25 décembre – Messe du jour
H O M É L I E

 

La grande mystique juive, Simone Weil, écrivait : " Aimons le pays d’ici-bas. Il est réel : il offre de la résistance à l’amour ".

Je repense à cette phrase chaque fois que je relis le Prologue de l’Évangile de Jean : " Il est venu chez les siens, et les siens ne l’ont pas reçu ". Dieu a vraiment aimé ce " pays d’ici-bas ". Oui, celui-ci a offert de la résistance à son amour ; mais Il ne l’en a que plus aimé.

Nous avons une belle expression de cela dans les Évangiles des trois messes d’aujourd’hui qui nous offrent une pièce en plusieurs actes.
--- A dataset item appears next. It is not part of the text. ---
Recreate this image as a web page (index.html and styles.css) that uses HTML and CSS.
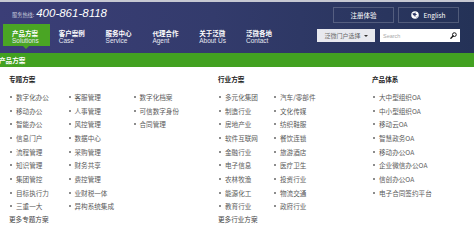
FILE: index.html
```html
<!DOCTYPE html>
<html lang="zh-CN">
<head>
    <meta charset="UTF-8">
    <meta name="viewport" content="width=device-width, initial-scale=1.0">
    <title>泛微 产品方案</title>
    <link rel="stylesheet" href="styles.css">
</head>
<body>
    <header class="top">
        <div class="top-left">
            <div class="hotline">
                <span class="hotline-label">服务热线:</span>
                <span class="hotline-num">400-861-8118</span>
            </div>
            <nav class="nav">
                <a class="nav-item active" href="#"><b>产品方案</b><span>Solutions</span></a>
                <a class="nav-item" href="#"><b>客户案例</b><span>Case</span></a>
                <a class="nav-item" href="#"><b>服务中心</b><span>Service</span></a>
                <a class="nav-item" href="#"><b>代理合作</b><span>Agent</span></a>
                <a class="nav-item" href="#"><b>关于泛微</b><span>About Us</span></a>
                <a class="nav-item" href="#"><b>泛微各地</b><span>Contact</span></a>
            </nav>
        </div>
        <div class="top-right">
            <div class="btns">
                <a class="btn" href="#">注册体验</a>
                <a class="btn" href="#">
                    <svg class="globe" viewBox="0 0 16 16" width="8" height="8">
                        <circle cx="8" cy="8" r="7.5" fill="#fff"/>
                        <path d="M3 4.5c1.5-.5 2.5.5 3.5 0s1-1.8 2.5-1.5c.6.9-.4 1.8.3 2.6.9.8 2 .2 2.4 1.4-.6 1-1.9.6-2.6 1.5-.5.9.3 2.2-.6 3-1 .4-1.4-.8-1.600-1.8-.3-1.1-1.8-1-2.6-1.8C3.7 7 3.2 5.8 3 4.5z" fill="#2e3766"/>
                        <path d="M11.5 11.5c.8-.6 1.5-.2 1.7.4-.4.8-1.1 1.4-1.900 1.6-.3-.6-.3-1.4.2-2z" fill="#2e3766"/>
                    </svg>
                    English
                </a>
            </div>
            <div class="tools">
                <div class="portal">泛微门户选择 <i class="caret"></i></div>
                <div class="search">
                    <span>Search</span>
                    <svg viewBox="0 0 16 16" width="7" height="7">
                        <circle cx="10" cy="6" r="4.3" fill="none" stroke="#111" stroke-width="2.2"/>
                        <path d="M7 9.2L2 14.2" stroke="#111" stroke-width="3" stroke-linecap="round"/>
                    </svg>
                </div>
            </div>
        </div>
    </header>

    <div class="subbar"><span>产品方案</span></div>

    <main class="menu">
        <section class="sec sec-topic">
            <h3>专题方案</h3>
            <div class="cols">
                <ul class="col-a">
                    <li>数字化办公</li>
                    <li>移动办公</li>
                    <li>智能办公</li>
                    <li>信息门户</li>
                    <li>流程管理</li>
                    <li>知识管理</li>
                    <li>集团管控</li>
                    <li>目标执行力</li>
                    <li>三重一大</li>
                </ul>
                <ul class="col-b">
                    <li>客服管理</li>
                    <li>人事管理</li>
                    <li>风控管理</li>
                    <li>数据中心</li>
                    <li>采购管理</li>
                    <li>财务共享</li>
                    <li>费控管理</li>
                    <li>业财税一体</li>
                    <li>异构系统集成</li>
                </ul>
                <ul>
                    <li>数字化档案</li>
                    <li>可信数字身份</li>
                    <li>合同管理</li>
                </ul>
            </div>
            <a class="more" href="#">更多专题方案</a>
        </section>

        <section class="sec sec-industry">
            <h3>行业方案</h3>
            <div class="cols">
                <ul class="col-c">
                    <li>多元化集团</li>
                    <li>制造行业</li>
                    <li>房地产业</li>
                    <li>软件互联网</li>
                    <li>金融行业</li>
                    <li>电子信息</li>
                    <li>农林牧渔</li>
                    <li>能源化工</li>
                    <li>教育行业</li>
                </ul>
                <ul>
                    <li>汽车/零部件</li>
                    <li>文化传媒</li>
                    <li>纺织鞋服</li>
                    <li>餐饮连锁</li>
                    <li>旅游酒店</li>
                    <li>医疗卫生</li>
                    <li>投资行业</li>
                    <li>物流交通</li>
                    <li>政府行业</li>
                </ul>
            </div>
            <a class="more" href="#">更多行业方案</a>
        </section>

        <section class="sec sec-product">
            <h3>产品体系</h3>
            <ul>
                <li>大中型组织OA</li>
                <li>中小型组织OA</li>
                <li>移动云OA</li>
                <li>智慧政务OA</li>
                <li>移动办公OA</li>
                <li>企业微信办公OA</li>
                <li>信创办公OA</li>
                <li>电子合同签约平台</li>
            </ul>
        </section>
    </main>
</body>
</html>
```

FILE: styles.css
```css
* {
    box-sizing: border-box;
}

html, body {
    margin: 0;
    background: #fff;
}

body {
    width: 474px;
    height: 251px;
    overflow: hidden;
    font-family: "Noto Sans CJK SC", "Noto Sans", sans-serif;
}

a {
    color: inherit;
    text-decoration: none;
}

/* header */
.top {
    display: flex;
    justify-content: space-between;
    height: 53px;
    border-top: 2px solid #c6c8d2;
    background: linear-gradient(to right, #3b3e77, #333b6c 45%, #243257);
}

.top-left {
    padding-left: 3px;
}

.hotline {
    height: 22px;
    display: flex;
    align-items: center;
    padding-left: 9px;
    color: #fff;
}

.hotline-label {
    font-size: 5.2px;
    color: #c9cbdc;
    margin: 2px 2px 0 0;
}

.hotline-num {
    font: italic 11.5px "Liberation Sans", sans-serif;
}

.nav {
    display: flex;
}

.nav-item {
    position: relative;
    width: 46.8px;
    height: 22px;
    padding: 4px 0 0 9px;
    display: flex;
    flex-direction: column;
    justify-content: center;
    color: #fff;
}

.nav-item b {
    font-size: 6.5px;
    line-height: 7px;
}

.nav-item span {
    font: 6.5px/7px "Liberation Sans", sans-serif;
    color: #e6e8f2;
}

.nav-item.active {
    background: #4aa524;
}

.nav-item.active::after {
    content: "";
    position: absolute;
    left: 20px;
    bottom: -3px;
    border: 3px solid transparent;
    border-top-color: #4aa524;
    border-bottom: 0;
}

.top-right {
    display: flex;
    flex-direction: column;
    align-items: flex-end;
    padding: 5px 14px 0 0;
}

.btns {
    display: flex;
    gap: 4px;
    margin-right: 1px;
}

.btn {
    width: 61px;
    height: 16px;
    display: flex;
    align-items: center;
    justify-content: center;
    gap: 4px;
    border: 1px solid rgba(255, 255, 255, 0.2);
    color: #fff;
    font-size: 6.5px;
}

.tools {
    display: flex;
    gap: 5px;
    margin-top: 6px;
}

.portal {
    width: 58px;
    height: 13px;
    display: flex;
    align-items: center;
    justify-content: center;
    gap: 3px;
    background: #e8e9ef;
    color: #666;
    font-size: 6px;
}

.caret {
    border: 2px solid transparent;
    border-top: 2.5px solid #333;
    border-bottom: 0;
}

.search {
    width: 80px;
    height: 13px;
    display: flex;
    align-items: center;
    justify-content: space-between;
    padding: 0 3px 0 3px;
    background: #fff;
    color: #aaa;
    font: 5.5px "Liberation Sans", sans-serif;
}

/* green bar */
.subbar {
    height: 14px;
    background: #42a121;
    color: #fff;
    font-size: 6.6px;
    font-weight: bold;
    line-height: 14px;
}

.subbar span {
    margin-left: -1px;
}

/* dropdown menu */
.menu {
    display: flex;
    padding: 7px 0 0 9px;
}

.sec-topic {
    width: 209px;
}

.sec-industry {
    width: 154px;
}

.sec-product {
    flex: 1;
}

.sec h3 {
    margin: 0 0 6px;
    font-size: 6.6px;
    line-height: 10px;
    font-weight: bold;
    color: #222;
}

.cols {
    display: flex;
}

ul {
    list-style: none;
    margin: 0;
    padding: 0;
}

.col-a {
    width: 58.5px;
}

.col-b {
    width: 65px;
}

.col-c {
    width: 55px;
}

li {
    height: 13.7px;
    display: flex;
    align-items: center;
    font-size: 6.6px;
    color: #5a5a5a;
}

li::before {
    content: "";
    width: 2px;
    height: 2px;
    margin: 0 4px 0 1px;
    border-radius: 50%;
    background: #666;
}

.more {
    display: block;
    margin-top: 0.3px;
    font-size: 6.6px;
    line-height: 13.7px;
    color: #444;
}
```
Dans un premier acte nous avons vu un jeune couple obligé de prendre la route à un moment tout à fait mal indiqué, pour répondre à une ordonnance gouvernementale, et devant s’arrêter le long de la route pour permettre à la jeune femme de donner naissance à son premier enfant, sans aucune assistance de médecin ou de sage-femme.

Le second acte était situé dans les champs, où des bergers reçurent une visite inusitée durant leur garde de la nuit. Le troisième acte était, dans l’Évangile de la messe de l’aurore, la réunion autour de la mangeoire de tous les acteurs du premier et du second acte.

Cette " pièce " a eu un grand succès. Elle est à l’affiche depuis deux mille ans. Seulement, les acteurs changent. Jésus est né encore cette nuit, comme toutes les nuits, dans les centres de réfugiés à travers le monde comme dans les foyers d’hébergement, de Bruxelles, d’Atlanta, de Rome ou de Paris. On retrouve Marie et Joseph aujourd’hui parmi les familles obligées de passer la nuit dans des voitures ou des tentes, dans nos rues et sous nos ponts, ou dans les débris des villes bombardées comme Bagdad ou Quito. Ils passent la nuit près des bouches de chauffage des édifices voisins sur les trottoirs de nos villes, tout en essayant d’échapper à la poursuite de la police à la recherche de résidents illégaux. Marie se retrouve dans la jeune mère attendant le chèque d’assistance sociale qu’elle ne recevra pas puisqu’elle est sans adresse.

Mais chaque fois et partout retentit le message des Anges : chaque fois qu’un peu de vie nouvelle apparaît, c’est le signe qu’un Sauveur nous est né et que le salut est présent. Le salut est présent parce que, cette fois-ci, c’est Dieu lui-même qui est né.

Ce que nous célébrons aujourd’hui, ce n’est pas un " anniversaire de naissance " ; ce n’est pas le 1999ème anniversaire de naissance de Jésus, (en attendant de célébrer avec grande fanfare le 2000 ème ). Ce que nous célébrons c’est a) la Fête de la naissance de Dieu : le fait que Dieu est né d’une femme, qu’il s’est fait l’un d’entre nous, et que toute l’humanité en a été transformée ; b) la Fête de l’humanité de Dieu, et donc aussi fête de notre humanité appelée à être en chaque personne une manifestation de la gloire et de la beauté de Dieu ; et, finalement, c) la Fête de l’histoire de Dieu, qui a choisi de vivre Lui-même dans le temps et l’espace par Lui créés et donner ainsi un sens à notre histoire.

En ce jour de Noël, faisons comme les bergers de Bethléhem : laissons la gloire de Dieu nous envelopper et nous pénétrer pour que toutes nos nuits soient transformées en lumière d’espérance sous les chauds rayons du Soleil de Justice.